A equipe econômica já sinalizou que, com a aprovação a reforma da Previdência, deve encaminhar ao Congresso uma série de medidas econômicas.

O peso dos gastos com Previdência e servidores no Orçamento do governo é expressivo. Entre janeiro e agosto, segundo o Instituição Fiscal Independente (IFI), as despesas do governo com benefícios previdenciários e com pessoal somaram R$ 595,2 bilhões e representaram 67,2% do que foi gasto no período.

“A reforma da Previdência foi importantíssima, mas ainda não é suficiente para preservar as contas públicas”, afirma a economista-chefe da XP Investimentos, Zeina Latif. “É uma agenda incompleta”, diz.

A economia com a reforma da Previdência ficou abaixo da estimativa inicial do governo, que era de R$ 1,2 trilhão. E também deixou estados e munícios de fora – uma proposta de emenda à Constituição (PEC) paralela tenta incluir esses dois entes federativos na reforma.

A área fiscal é bastante delicada porque boa parte dos gastos do governo federal é obrigatória, ou seja, não há margem de manobra para reduzir as despesas e sobra pouco espaço para o investimento público. Neste ano, os analistas consultados pelo relatório Prisma, que colhe as estimativas de analistas do setor privado para as contas públicas do Brasil, preveem que o déficit primário (anterior ao pagamento dos juros da dívida) vai ser de R$ 99,187 bilhões.

A previsão está abaixo da meta do governo – que é de um déficit de R$ 139 bilhões –, mas, se confirmada, o país terá o sexto ano seguido de rombo nas contas públicas. “É importante rever a dinâmica das despesas obrigatórias. A reforma administrativa precisa ser feita”, afirma Silvio Campos Neto, economista da consultoria Tendências.

Dentro do arcabouço fiscal do país, o crescimento dos gastos obrigatórios e o baixo investimento público abriu uma discussão recente sobre a viabilidade do teto de gastos – que limita o crescimento das despesas à inflação do ano anterior.
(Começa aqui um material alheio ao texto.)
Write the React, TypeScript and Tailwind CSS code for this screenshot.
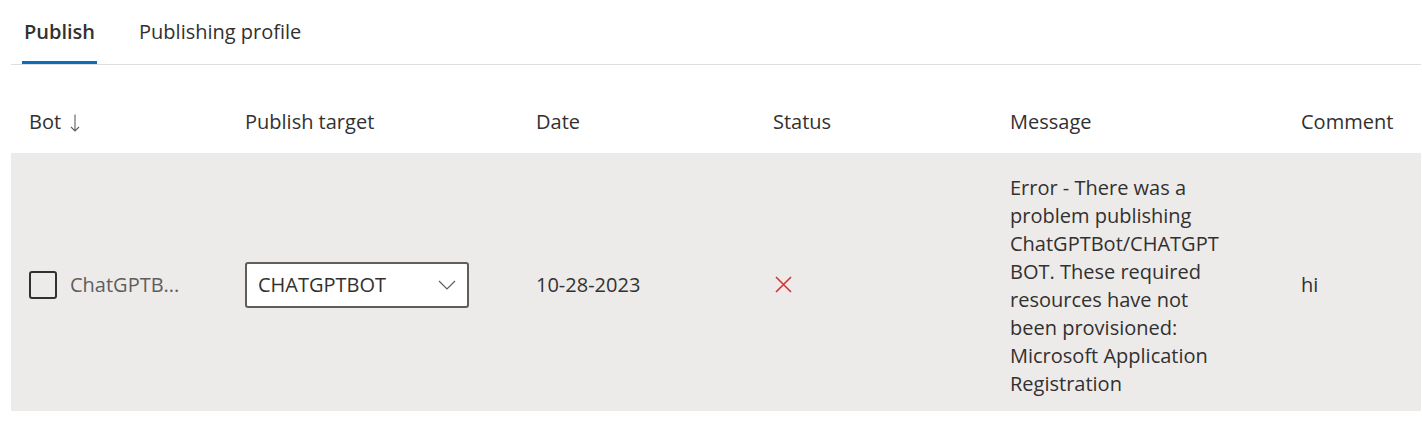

No início de setembro, o presidente Jair Bolsonaro chegou a dizer que, em dois ou três anos, a alta das despesas vai zerar a capacidade de investimento federal. A mensagem foi interpretada como uma sinalização a uma eventual flexibilização do teto. Um dia depois, Bolsonaro defendeu “preservar” o teto de gastos.
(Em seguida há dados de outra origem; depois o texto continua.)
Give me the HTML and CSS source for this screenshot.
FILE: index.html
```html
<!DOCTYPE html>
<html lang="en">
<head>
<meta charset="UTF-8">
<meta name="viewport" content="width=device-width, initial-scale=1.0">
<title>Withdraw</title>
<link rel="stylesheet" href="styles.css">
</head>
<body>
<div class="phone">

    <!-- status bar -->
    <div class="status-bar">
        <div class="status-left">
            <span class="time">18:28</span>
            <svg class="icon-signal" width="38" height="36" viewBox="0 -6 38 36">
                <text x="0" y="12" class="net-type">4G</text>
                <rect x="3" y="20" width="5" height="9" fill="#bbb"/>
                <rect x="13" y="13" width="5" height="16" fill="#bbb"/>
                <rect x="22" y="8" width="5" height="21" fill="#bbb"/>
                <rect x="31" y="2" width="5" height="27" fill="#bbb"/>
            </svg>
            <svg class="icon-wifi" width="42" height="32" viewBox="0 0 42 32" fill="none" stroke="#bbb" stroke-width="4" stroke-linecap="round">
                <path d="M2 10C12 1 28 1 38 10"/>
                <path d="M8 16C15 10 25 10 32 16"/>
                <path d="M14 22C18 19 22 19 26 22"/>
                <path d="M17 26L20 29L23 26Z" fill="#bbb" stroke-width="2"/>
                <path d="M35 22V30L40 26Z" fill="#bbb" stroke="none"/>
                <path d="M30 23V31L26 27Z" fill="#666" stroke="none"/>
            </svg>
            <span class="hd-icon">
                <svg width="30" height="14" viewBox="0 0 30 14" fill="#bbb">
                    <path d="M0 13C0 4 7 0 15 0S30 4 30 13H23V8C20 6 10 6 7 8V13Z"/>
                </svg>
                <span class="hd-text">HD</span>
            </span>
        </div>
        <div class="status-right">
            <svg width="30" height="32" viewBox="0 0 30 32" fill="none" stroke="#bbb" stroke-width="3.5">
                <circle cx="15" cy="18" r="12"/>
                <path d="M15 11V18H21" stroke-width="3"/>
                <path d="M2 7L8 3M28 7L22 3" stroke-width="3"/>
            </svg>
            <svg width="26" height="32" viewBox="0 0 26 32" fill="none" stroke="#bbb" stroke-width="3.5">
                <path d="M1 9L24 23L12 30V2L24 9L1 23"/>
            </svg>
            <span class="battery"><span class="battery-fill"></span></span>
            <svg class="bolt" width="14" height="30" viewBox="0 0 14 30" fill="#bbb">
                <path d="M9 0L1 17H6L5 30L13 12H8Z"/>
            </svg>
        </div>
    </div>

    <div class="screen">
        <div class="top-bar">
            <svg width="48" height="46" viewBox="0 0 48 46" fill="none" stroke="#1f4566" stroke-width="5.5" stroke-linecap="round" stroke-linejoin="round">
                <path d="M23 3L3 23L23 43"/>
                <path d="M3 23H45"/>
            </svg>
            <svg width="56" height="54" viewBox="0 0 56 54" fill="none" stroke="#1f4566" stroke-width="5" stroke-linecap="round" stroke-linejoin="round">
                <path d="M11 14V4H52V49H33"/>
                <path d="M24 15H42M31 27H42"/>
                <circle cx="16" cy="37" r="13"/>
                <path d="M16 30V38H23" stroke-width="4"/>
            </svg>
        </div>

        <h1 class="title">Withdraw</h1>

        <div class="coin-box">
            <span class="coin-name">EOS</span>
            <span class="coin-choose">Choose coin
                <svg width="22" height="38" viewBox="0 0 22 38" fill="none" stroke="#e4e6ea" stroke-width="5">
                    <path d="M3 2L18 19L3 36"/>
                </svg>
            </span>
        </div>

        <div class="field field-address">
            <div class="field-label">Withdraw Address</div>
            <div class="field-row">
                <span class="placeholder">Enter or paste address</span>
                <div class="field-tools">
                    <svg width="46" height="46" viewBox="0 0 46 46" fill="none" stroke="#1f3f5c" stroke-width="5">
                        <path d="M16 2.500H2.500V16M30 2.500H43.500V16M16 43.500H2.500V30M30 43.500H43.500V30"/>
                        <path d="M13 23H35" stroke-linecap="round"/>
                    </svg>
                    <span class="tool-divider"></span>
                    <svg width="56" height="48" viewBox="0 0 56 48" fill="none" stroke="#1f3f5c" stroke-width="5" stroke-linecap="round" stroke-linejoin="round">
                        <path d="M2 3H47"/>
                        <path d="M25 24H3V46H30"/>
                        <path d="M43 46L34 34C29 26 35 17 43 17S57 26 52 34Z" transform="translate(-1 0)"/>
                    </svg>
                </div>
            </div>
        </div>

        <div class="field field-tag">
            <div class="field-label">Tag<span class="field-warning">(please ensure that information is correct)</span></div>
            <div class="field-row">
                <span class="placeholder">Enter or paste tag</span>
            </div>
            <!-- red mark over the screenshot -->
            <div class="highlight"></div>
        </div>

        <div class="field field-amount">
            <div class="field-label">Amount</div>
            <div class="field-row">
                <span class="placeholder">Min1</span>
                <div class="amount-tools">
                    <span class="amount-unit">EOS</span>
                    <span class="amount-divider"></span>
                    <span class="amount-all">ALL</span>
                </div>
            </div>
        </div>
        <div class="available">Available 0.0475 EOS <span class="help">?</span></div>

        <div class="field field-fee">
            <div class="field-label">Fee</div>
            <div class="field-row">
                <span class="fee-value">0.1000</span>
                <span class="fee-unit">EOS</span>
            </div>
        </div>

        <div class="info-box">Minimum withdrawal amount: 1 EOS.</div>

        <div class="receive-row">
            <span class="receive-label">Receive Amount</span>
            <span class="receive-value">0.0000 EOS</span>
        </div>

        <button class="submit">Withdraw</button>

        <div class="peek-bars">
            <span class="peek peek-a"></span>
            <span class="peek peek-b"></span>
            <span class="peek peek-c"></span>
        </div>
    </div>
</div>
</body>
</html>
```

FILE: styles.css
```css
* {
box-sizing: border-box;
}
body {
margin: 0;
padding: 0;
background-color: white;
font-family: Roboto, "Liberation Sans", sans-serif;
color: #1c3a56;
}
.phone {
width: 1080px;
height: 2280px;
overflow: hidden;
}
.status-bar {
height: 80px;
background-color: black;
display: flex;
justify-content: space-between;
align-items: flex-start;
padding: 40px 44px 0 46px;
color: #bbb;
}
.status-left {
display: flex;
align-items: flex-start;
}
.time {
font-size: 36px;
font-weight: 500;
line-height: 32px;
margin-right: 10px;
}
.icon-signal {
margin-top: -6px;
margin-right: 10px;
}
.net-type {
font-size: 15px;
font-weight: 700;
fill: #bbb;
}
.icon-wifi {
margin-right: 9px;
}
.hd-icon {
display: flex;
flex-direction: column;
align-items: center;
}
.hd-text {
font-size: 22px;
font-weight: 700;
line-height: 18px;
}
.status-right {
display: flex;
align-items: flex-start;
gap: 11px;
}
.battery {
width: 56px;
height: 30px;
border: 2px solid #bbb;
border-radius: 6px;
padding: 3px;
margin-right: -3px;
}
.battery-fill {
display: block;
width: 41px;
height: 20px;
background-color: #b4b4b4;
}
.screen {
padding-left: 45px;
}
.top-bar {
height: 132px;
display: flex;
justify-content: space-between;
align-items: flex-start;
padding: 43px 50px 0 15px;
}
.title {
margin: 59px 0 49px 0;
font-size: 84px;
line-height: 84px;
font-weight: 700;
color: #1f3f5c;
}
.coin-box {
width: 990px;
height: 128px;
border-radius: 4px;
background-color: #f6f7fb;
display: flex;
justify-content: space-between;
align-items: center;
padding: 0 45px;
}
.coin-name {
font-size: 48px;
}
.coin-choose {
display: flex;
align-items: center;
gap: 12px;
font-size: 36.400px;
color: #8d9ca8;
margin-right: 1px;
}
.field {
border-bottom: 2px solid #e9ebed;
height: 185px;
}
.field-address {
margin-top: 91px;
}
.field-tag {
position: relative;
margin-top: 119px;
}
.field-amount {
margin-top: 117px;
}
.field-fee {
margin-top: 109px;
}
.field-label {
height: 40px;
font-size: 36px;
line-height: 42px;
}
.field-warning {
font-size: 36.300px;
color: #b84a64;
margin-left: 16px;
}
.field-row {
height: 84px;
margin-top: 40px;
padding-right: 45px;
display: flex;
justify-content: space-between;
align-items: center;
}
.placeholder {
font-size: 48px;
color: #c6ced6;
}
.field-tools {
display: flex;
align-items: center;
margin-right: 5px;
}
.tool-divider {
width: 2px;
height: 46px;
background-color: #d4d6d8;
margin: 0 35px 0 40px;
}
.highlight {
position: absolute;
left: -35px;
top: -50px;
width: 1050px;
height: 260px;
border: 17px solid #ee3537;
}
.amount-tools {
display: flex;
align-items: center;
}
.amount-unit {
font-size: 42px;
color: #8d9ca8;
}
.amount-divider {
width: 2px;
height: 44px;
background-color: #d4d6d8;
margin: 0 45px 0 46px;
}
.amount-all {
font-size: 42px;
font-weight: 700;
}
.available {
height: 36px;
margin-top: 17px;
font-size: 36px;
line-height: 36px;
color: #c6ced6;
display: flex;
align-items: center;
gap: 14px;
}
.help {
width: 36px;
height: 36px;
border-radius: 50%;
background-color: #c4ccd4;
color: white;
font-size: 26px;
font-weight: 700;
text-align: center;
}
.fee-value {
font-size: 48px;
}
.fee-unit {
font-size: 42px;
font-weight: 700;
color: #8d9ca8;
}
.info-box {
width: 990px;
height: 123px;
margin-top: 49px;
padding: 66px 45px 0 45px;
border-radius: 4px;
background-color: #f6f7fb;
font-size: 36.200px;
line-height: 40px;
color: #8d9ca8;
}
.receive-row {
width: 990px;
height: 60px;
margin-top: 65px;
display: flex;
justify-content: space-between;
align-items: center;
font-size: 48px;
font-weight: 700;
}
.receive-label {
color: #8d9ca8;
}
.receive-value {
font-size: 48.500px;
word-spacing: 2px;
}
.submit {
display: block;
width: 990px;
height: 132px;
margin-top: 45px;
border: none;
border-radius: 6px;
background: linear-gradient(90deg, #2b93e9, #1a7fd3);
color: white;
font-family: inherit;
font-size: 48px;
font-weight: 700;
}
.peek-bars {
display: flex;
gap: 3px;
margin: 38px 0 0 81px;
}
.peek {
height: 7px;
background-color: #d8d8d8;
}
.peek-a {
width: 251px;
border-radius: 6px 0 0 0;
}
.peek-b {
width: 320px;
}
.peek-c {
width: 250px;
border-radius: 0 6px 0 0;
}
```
“A última declaração, de preservar o teto, vai na direção correta. O caminho não deve ser na direção de flexibilizar o teto”, afirma Zeina.

Mercado monitora o fiscal

O processo de consolidação das contas públicas é monitorado de perto pelos agentes financeiros. Se o Brasil não tiver uma política fiscal crível na leitura do mercado, os analistas indicam que o país pode enfrentar um cenário perverso, de piora de percepção de risco sobre os fundamentos da economia brasileira, o que pode afugentar novos investidores.

A aprovação da reforma da Previdência ajudou, segundo analistas, a reduzir o risco-país medido pelo CDS (Credit Default Swap). Nesta terça-feira, o CDS brasileiro estava em quase 128 pontos. No início do ano, rondava os 200 pontos.
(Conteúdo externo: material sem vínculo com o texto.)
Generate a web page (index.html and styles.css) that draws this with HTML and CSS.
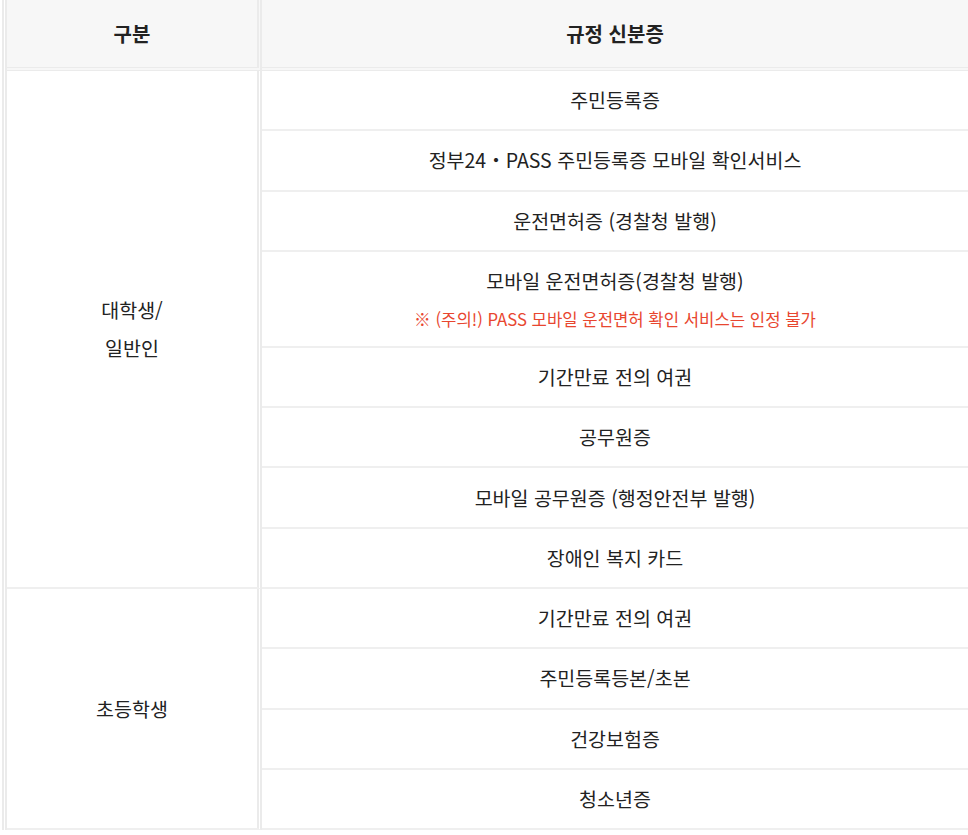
FILE: index.html
```html
<!DOCTYPE html>
<html lang="ko">
<head>
<meta charset="utf-8">
<title>규정 신분증</title>
<link rel="stylesheet" href="styles.css">
</head>
<body>
<table class="id-table">
  <thead>
    <tr>
      <th class="col-type">구분</th>
      <th class="col-id">규정 신분증</th>
    </tr>
  </thead>
  <tbody>
    <tr>
      <td class="type" rowspan="8">대학생/<br>일반인</td>
      <td class="item">주민등록증</td>
    </tr>
    <tr><td class="item">정부24・PASS 주민등록증 모바일 확인서비스</td></tr>
    <tr><td class="item">운전면허증 (경찰청 발행)</td></tr>
    <tr>
      <td class="item">모바일 운전면허증(경찰청 발행)
        <div class="notice">※ (주의!) PASS 모바일 운전면허 확인 서비스는 인정 불가</div>
      </td>
    </tr>
    <tr><td class="item">기간만료 전의 여권</td></tr>
    <tr><td class="item">공무원증</td></tr>
    <tr><td class="item">모바일 공무원증 (행정안전부 발행)</td></tr>
    <tr><td class="item">장애인 복지 카드</td></tr>
    <tr>
      <td class="type" rowspan="4">초등학생</td>
      <td class="item">기간만료 전의 여권</td>
    </tr>
    <tr><td class="item">주민등록등본/초본</td></tr>
    <tr><td class="item">건강보험증</td></tr>
    <tr><td class="item">청소년증</td></tr>
  </tbody>
</table>
</body>
</html>
```

FILE: styles.css
```css
html, body {
  margin: 0;
  padding: 0;
  background: #ffffff;
}

body {
  font-family: "Noto Sans CJK KR", "Noto Sans", sans-serif;
  color: #222222;
  font-size: 19.5px;
}

.id-table {
  margin-left: 2px;
  width: 966px;
  border-collapse: separate;
  border-spacing: 0;
  table-layout: fixed;
  border-left: 5px double #ebebeb;
  font-size: 19.5px;
}

.id-table th {
  height: 67px;
  padding: 0;
  background: #f7f7f7;
  font-weight: 600;
  font-size: 20px;
  color: #222222;
  text-align: center;
  vertical-align: middle;
  border-bottom: 4px double #ebebeb;
}

.col-type {
  width: 250px;
  border-right: 5px double #ebebeb;
}

.id-table td {
  text-align: center;
  vertical-align: middle;
  border-bottom: 2px solid #efefef;
  line-height: 38px;
}

.type {
  padding: 0;
  border-right: 5px double #ebebeb;
}

.item {
  padding: 10.15px 0;
}

.notice {
  color: #e8462f;
  font-size: 16.7px;
  line-height: 34px;
  padding-top: 1.7px;
}
```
O CDS é uma espécie de seguro contra calote e, portanto, funciona como uma das principais métricas de riscos entre as economias. Quanto mais alto é o CDS, portanto, mais arriscado o país é considerado pelos investidores.

O patamar do risco-país do Brasil ainda é alto quando comparado com outras economias da América do Sul. O CDS do Chile está em 38 pontos, o do Peru em 54 pontos, o da Colômbia em 84 pontos, e o do México em 102 pontos.

“Apesar de não ser mais uma economia com o grau de investimento, o risco-país do Brasil não está tão alto diante dessa expectativa de uma agenda reformista”, afirma Campos Neto.

Em 2015, o Brasil perdeu o grau de investimento. Embora a reforma da Previdência ajude e seja bem vista pelas principais agências de classificação de risco, a volta do país ao patamar de grau de investimento depende de uma redução do endividamento.

Em agosto – último dado disponível –, a dívida bruta chegou a quase 80% do Produto Interno Bruto (PIB), de acordo com o Banco Central. Na média, países emergentes, parecidos com o Brasil e com grau de investimento, têm endividamento de 60% do PIB.

“Não vejo as agências de risco mudando o cenário atual. O país vai levar tempo para conquistar o grau de investimento de novo”, diz o economista-chefe da consultoria MB Associados, Sergio Vale. “Vamos precisar ter uma melhora na dívida, mas que só virá depois de 2024. Não vejo o Brasil virando grau de investimento antes disso.”